Über eine gemeinsame Freundin lernte ich Andreas und Tim zu Beginn meiner Arbeit an der FH kennen. Sie waren mir beide in allen Krisen und guten Zeiten ein immer verlässlicher Anker. Die gemeinsamen Abende wurden meistens zu langen Gesprächsrunden. Andreas brachte mir dabei die Geschichte und soziale Entwicklung der Stadt näher. Beide zeigten mir auch Plätze, versorgten mich mit Infos zu Fahrradrouten und besonderen Orten des Ruhrgebiets, die ich nicht kannte und ohne sie nie gefunden hätte. Was mich so anzog, war eine besondere Grundstimmung in den Gesprächen: eine ungeheure Liberalität, ein immerwährender Humor, die Freiheit im Denken und eine Offenheit für das Andere, Besondere, Schräge und das vermeintlich Normale zugleich. Da gab es keine Abwertung des Anderen, kein Drüberstehen und die grundlegende Solidarität mit allen, denen es gerade nicht gut ging.

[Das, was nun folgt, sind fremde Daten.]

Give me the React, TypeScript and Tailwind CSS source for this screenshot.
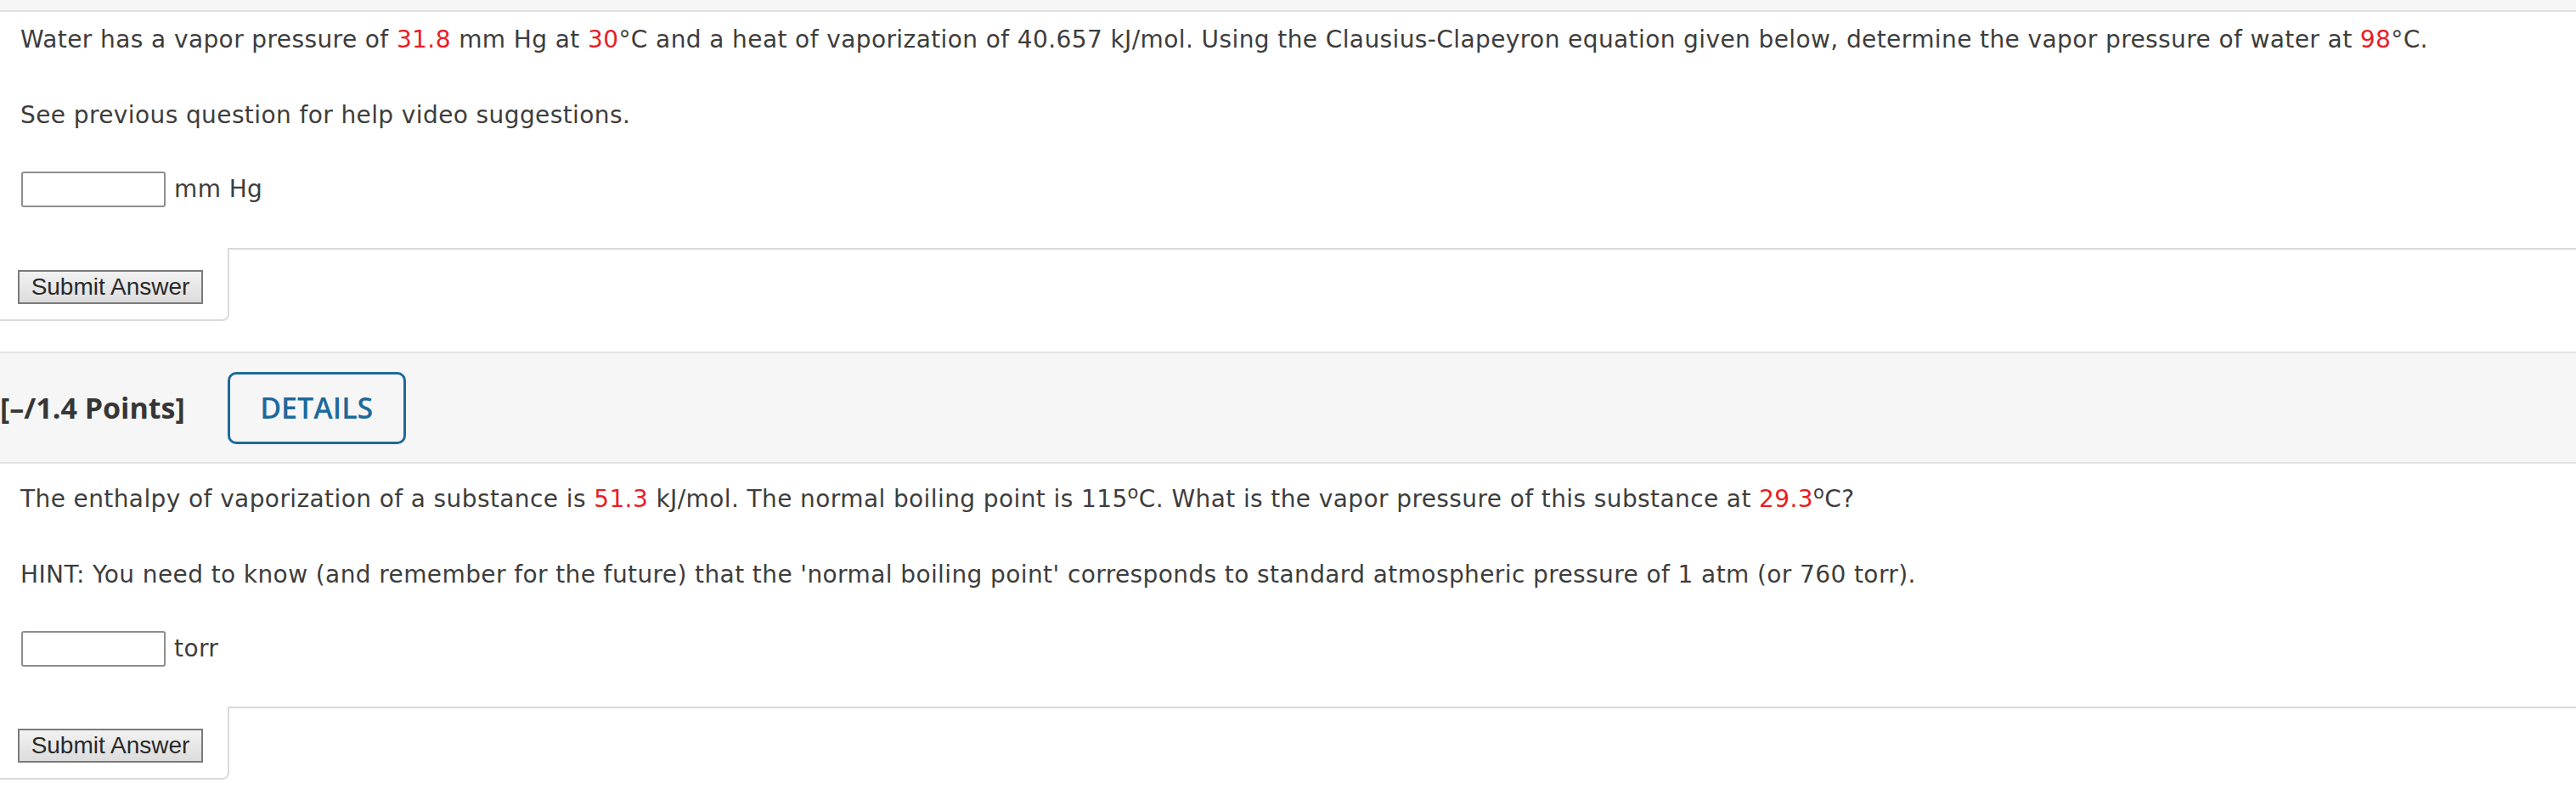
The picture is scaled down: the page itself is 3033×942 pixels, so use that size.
import React from 'react';

const Red = ({ children }: { children: React.ReactNode }) => (
  <span className="text-[#ea1c24]">{children}</span>
);

function AnswerRow({ unit }: { unit: string }) {
  return (
    <div className="flex items-center gap-[10px] pl-[25px]">
      <input
        type="text"
        className="w-[170px] h-[42px] border-2 border-[#8f8f8f] rounded-[3px] bg-white outline-none"
      />
      <span className="leading-[40px]">{unit}</span>
    </div>
  );
}

function SubmitPanel() {
  return (
    <div className="flex">
      <div className="w-[270px] h-[86px] shrink-0 pl-[21px] pt-[25px] border-r-2 border-b-2 border-[#dadada] rounded-br-[8px]">
        <button className="w-[218px] h-[40px] border-2 border-[#7b7b7b] bg-gradient-to-b from-[#f2f2f2] to-[#dcdcdc] text-[28px] leading-none tracking-normal text-[#2a2a2a] font-['Liberation_Sans',Arial,sans-serif]">
          Submit Answer
        </button>
      </div>
      <div className="flex-1 border-t-2 border-[#dadada]" />
    </div>
  );
}

export default function App() {
  return (
    <div className="w-[3033px] h-[942px] overflow-hidden bg-white text-[#3d3d3d] text-[28px] tracking-[0.4px] font-['DejaVu_Sans',Verdana,sans-serif]">
      {/* tail of the previous question header */}
      <div className="h-[14px] bg-[#f6f6f6] border-b-2 border-[#e2e2e2]" />

      {/* question 1 */}
      <div className="pt-[13px]">
        <p className="pl-[24px] leading-[40px] whitespace-nowrap">
          Water has a vapor pressure of <Red>31.8</Red> mm Hg at <Red>30</Red>°C and a heat of vaporization of 40.657 kJ/mol. Using the Clausius-Clapeyron equation given below, determine the vapor pressure of water at <Red>98</Red>°C.
        </p>
        <p className="pl-[24px] mt-[49px] leading-[40px]">See previous question for help video suggestions.</p>
        <div className="mt-[46px]">
          <AnswerRow unit="mm Hg" />
        </div>
        <div className="mt-[48px]">
          <SubmitPanel />
        </div>
      </div>

      {/* question 2 header */}
      <div className="mt-[36px] h-[132px] flex items-center bg-[#f6f6f6] border-y-2 border-[#e2e2e2]">
        <span className="text-[34px] font-bold tracking-normal text-[#363636] font-['Open_Sans',sans-serif] whitespace-nowrap">
          [–/1.4 Points]
        </span>
        <button className="ml-[50px] w-[210px] h-[85px] border-[3px] border-[#1d6a9c] rounded-[10px] text-[34px] font-semibold tracking-normal text-[#1d6a9c] font-['Open_Sans',sans-serif]">
          DETAILS
        </button>
      </div>

      {/* question 2 */}
      <div className="pt-[22px]">
        <p className="pl-[24px] leading-[40px] whitespace-nowrap">
          The enthalpy of vaporization of a substance is <Red>51.3</Red> kJ/mol. The normal boiling point is 115<sup>o</sup>C. What is the vapor pressure of this substance at <Red>29.3</Red><sup>o</sup>C?
        </p>
        <p className="pl-[24px] mt-[49px] leading-[40px] whitespace-nowrap">
          HINT: You need to know (and remember for the future) that the 'normal boiling point' corresponds to standard atmospheric pressure of 1 atm (or 760 torr).
        </p>
        <div className="mt-[46px]">
          <AnswerRow unit="torr" />
        </div>
        <div className="mt-[47px]">
          <SubmitPanel />
        </div>
      </div>
    </div>
  );
}
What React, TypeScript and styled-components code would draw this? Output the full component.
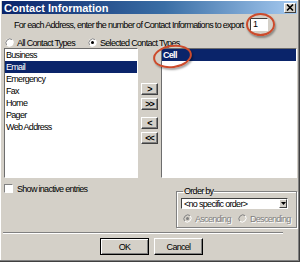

Mitwirkung in Lehrvorschungsprojekt

In den Corona-Semestern holte ich Andreas als Lehrbeauftragten an die FH und führte mit ihm Lehrforschungen zur Armut im Ruhrgebiet durch. Das war in mehrfacher Hinsicht nicht ganz einfach. Zunächst fehlten ihm alle formalen Voraussetzungen für einen Lehrauftrag. Ich bin meinem Dienstherrn heute noch dankbar, dass er der Begründung, dass manche Menschen zwar keine Papiere, aber dafür ein ganzes Leben mitbringen, von dem die Studierenden viel lernen können, ausnahmsweise gefolgt ist. Lehrforschung in Zeiten des Kontaktverbots und der Onlinelehre war dann jedoch kaum möglich und auch kein Vergnügen. Trotzdem öffnete Andreas – ohne es vielleicht immer zu merken – den Studierenden Türen zu Welten, die Sie nicht kannten; aber kennenlernen sollten. Er nutze seine Kontakte für Gespräche der Studierenden mit Menschen in Armut und in schwierigen Situationen und die Studierenden lernten davon.

In der Nacht zum Montag ist Andreas zu Hause im Beisein seines Mannes gestorben. Zuletzt litt er an den Folgen von Longcovid. Ich vermisse ihn sehr und bin in Gedanken bei Tim, seinen Eltern und seinen vielen Freund*innen.